Requirement: How many lines of the data include the string "this"? State the number and nothing else.

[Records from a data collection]

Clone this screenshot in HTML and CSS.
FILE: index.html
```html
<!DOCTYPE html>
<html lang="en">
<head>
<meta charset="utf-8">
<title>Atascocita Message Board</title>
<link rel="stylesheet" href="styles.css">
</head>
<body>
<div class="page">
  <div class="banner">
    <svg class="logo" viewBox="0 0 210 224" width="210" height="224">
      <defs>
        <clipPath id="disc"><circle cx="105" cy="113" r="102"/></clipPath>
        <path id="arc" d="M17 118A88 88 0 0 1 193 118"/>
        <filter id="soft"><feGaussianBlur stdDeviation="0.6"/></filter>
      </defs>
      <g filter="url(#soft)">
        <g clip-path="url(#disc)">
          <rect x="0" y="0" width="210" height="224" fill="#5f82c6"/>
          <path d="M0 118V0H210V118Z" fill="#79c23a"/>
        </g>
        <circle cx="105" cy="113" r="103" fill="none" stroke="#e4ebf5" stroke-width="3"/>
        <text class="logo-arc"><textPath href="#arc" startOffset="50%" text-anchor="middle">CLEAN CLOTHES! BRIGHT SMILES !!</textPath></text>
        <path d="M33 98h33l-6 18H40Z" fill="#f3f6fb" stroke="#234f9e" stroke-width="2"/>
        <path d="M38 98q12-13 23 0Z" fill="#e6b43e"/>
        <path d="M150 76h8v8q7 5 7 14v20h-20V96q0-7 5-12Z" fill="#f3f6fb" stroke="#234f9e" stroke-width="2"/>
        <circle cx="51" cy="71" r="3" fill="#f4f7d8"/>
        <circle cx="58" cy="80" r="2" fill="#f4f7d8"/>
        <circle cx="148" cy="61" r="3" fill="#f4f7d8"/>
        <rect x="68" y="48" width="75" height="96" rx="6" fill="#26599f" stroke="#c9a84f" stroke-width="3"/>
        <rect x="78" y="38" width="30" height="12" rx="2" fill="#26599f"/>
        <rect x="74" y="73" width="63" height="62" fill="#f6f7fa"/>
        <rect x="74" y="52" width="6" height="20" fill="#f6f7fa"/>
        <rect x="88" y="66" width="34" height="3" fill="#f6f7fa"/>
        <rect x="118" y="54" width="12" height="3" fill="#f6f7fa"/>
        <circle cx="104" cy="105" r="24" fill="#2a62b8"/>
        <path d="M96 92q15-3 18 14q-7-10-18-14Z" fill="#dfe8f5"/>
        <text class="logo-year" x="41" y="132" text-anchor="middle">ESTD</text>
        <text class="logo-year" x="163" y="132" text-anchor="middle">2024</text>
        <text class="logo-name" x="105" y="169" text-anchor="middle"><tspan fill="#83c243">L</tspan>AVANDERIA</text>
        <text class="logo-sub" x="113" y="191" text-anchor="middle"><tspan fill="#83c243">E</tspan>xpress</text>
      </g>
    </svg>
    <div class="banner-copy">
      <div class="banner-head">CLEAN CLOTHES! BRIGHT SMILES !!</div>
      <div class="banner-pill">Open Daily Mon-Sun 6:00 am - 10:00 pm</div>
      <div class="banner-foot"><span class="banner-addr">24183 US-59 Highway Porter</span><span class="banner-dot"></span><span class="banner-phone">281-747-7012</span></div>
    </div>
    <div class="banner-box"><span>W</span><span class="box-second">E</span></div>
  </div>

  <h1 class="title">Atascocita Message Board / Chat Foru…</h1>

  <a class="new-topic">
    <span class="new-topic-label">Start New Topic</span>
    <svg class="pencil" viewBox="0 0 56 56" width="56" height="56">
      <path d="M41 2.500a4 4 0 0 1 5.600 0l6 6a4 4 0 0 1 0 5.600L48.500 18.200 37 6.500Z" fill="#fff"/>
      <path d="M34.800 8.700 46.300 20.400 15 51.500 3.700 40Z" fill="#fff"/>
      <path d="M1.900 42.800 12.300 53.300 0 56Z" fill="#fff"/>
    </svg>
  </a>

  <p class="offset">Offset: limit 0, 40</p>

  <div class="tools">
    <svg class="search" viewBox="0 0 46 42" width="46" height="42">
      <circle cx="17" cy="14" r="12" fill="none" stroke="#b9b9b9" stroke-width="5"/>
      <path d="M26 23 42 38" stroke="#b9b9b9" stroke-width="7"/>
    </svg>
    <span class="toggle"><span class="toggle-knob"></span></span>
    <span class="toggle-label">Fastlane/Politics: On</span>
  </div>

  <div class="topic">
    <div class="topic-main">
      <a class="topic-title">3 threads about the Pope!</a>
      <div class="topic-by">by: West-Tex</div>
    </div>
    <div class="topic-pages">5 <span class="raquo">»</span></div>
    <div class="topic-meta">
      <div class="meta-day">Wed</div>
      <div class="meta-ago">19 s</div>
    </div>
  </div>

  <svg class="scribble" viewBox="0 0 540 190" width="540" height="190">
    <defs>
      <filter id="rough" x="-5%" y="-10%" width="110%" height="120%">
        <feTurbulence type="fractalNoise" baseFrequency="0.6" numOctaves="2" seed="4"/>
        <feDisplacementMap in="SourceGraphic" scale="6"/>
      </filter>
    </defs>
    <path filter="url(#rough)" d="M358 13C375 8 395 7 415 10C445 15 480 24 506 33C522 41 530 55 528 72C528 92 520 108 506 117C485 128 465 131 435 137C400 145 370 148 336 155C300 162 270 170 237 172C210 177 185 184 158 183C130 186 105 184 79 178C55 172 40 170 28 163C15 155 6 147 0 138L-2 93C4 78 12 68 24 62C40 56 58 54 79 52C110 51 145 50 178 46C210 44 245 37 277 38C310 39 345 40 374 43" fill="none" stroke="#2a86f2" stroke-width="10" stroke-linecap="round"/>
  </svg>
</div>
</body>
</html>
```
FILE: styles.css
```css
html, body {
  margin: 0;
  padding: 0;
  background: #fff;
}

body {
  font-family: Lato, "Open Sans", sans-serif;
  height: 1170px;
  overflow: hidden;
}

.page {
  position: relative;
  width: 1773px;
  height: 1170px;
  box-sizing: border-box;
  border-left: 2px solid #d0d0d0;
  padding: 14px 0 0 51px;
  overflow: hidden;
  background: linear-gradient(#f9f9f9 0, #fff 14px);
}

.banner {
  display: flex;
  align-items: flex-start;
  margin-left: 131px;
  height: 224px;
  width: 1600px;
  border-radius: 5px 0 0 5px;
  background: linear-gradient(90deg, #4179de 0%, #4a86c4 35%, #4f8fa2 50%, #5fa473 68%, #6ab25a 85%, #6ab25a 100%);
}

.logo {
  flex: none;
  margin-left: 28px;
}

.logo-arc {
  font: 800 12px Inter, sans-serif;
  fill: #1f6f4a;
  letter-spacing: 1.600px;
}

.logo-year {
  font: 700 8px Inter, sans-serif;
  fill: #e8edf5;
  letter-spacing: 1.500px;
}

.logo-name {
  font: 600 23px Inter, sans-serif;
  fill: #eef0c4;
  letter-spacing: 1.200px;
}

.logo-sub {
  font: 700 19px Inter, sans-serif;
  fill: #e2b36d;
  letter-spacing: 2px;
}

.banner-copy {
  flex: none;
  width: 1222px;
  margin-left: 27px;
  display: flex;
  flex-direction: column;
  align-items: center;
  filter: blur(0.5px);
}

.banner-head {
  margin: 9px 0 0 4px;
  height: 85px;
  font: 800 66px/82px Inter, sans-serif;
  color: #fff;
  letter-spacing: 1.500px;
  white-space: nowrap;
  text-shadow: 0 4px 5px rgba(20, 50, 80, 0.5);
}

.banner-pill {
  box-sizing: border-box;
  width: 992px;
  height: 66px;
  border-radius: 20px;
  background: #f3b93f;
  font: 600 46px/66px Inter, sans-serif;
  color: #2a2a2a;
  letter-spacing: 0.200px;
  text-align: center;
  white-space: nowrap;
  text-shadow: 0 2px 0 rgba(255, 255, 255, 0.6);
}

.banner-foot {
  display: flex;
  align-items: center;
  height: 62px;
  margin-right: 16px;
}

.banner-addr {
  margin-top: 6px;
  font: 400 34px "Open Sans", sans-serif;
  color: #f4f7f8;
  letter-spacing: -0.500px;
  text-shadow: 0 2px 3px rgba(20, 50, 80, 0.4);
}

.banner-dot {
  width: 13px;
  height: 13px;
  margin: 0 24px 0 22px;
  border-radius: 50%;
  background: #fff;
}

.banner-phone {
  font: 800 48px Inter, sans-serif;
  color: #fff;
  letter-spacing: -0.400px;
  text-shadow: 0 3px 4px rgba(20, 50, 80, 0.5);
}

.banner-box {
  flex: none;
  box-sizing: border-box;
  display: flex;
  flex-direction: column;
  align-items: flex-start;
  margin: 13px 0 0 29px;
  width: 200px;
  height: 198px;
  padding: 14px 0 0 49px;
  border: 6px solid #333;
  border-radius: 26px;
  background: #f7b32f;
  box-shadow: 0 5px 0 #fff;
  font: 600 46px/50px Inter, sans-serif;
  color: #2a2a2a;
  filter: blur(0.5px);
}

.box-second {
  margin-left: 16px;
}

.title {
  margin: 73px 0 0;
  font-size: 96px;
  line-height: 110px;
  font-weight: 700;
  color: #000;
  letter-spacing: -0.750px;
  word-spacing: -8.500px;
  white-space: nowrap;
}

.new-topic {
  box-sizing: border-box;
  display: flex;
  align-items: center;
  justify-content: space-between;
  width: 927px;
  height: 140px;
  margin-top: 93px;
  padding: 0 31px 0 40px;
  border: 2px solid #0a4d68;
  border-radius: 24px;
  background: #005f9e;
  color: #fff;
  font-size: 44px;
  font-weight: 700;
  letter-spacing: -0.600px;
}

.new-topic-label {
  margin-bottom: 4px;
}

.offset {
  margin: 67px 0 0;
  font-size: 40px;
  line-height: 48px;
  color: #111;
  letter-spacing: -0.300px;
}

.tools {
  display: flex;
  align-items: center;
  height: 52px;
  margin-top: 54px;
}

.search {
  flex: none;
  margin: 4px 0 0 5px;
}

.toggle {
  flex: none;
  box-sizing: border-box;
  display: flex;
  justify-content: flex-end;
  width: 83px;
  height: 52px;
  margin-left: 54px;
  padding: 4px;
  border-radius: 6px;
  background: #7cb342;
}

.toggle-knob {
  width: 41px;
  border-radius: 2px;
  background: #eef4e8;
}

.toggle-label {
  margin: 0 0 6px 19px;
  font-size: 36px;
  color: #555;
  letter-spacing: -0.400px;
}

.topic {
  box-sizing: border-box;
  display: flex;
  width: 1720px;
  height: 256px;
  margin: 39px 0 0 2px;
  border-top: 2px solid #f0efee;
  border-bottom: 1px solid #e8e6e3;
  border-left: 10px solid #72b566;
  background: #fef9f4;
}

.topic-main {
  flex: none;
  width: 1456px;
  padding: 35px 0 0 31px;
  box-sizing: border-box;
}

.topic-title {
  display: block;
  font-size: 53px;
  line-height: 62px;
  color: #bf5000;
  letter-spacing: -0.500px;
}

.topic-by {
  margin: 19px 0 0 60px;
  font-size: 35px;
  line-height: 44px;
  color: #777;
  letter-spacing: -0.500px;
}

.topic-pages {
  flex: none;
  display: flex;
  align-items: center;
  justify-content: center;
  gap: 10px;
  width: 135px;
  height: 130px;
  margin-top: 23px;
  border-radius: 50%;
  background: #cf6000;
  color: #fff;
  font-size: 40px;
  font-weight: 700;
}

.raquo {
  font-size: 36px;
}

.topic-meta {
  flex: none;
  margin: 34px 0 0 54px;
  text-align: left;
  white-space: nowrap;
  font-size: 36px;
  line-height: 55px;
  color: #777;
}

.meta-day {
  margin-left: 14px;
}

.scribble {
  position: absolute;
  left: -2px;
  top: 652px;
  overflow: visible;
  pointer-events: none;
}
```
--
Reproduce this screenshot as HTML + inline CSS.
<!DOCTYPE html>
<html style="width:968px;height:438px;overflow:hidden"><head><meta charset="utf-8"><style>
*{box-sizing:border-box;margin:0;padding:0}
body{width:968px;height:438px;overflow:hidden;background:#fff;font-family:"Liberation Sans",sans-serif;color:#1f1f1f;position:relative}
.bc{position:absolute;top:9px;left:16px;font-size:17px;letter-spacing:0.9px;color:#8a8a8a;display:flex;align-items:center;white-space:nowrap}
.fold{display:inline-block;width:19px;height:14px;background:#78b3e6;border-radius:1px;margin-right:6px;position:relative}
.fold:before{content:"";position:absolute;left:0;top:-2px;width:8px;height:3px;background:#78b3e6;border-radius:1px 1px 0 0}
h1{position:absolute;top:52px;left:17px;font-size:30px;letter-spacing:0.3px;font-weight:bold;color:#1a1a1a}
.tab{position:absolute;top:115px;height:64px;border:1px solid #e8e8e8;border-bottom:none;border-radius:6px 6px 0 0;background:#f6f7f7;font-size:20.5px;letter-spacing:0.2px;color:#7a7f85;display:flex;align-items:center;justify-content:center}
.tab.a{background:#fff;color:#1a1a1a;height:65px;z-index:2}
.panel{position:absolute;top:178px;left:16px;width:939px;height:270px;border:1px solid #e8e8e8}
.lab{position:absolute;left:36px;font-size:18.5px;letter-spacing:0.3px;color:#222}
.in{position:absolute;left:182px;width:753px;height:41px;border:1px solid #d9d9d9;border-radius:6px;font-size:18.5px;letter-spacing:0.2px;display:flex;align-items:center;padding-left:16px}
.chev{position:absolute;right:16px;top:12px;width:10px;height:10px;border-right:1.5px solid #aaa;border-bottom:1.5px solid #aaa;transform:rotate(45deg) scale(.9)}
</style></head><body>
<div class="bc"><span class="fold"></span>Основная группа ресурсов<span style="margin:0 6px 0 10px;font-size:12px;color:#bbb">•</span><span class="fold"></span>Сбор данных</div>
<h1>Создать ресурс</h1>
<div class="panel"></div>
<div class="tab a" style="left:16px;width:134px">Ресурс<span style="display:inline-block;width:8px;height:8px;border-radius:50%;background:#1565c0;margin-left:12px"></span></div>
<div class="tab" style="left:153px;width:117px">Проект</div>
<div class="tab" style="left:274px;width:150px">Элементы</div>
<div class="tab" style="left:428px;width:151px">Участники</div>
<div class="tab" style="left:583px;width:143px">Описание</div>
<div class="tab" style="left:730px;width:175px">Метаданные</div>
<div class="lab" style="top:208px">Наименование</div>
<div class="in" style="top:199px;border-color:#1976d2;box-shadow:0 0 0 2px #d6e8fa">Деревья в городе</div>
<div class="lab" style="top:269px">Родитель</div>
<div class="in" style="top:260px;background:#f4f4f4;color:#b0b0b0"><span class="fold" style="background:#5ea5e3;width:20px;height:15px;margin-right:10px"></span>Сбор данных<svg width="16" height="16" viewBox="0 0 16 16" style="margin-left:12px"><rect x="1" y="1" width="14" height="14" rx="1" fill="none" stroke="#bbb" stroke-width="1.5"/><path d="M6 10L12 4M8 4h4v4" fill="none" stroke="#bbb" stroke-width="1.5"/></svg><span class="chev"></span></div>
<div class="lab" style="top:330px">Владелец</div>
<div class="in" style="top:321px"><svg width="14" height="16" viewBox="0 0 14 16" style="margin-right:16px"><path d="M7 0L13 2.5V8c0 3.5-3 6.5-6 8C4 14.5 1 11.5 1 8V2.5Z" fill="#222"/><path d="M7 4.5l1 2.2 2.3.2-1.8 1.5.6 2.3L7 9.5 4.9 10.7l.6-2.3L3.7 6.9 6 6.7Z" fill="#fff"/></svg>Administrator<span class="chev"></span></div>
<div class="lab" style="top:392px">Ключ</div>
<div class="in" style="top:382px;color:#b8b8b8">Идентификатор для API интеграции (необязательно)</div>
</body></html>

Response to the exercise: 2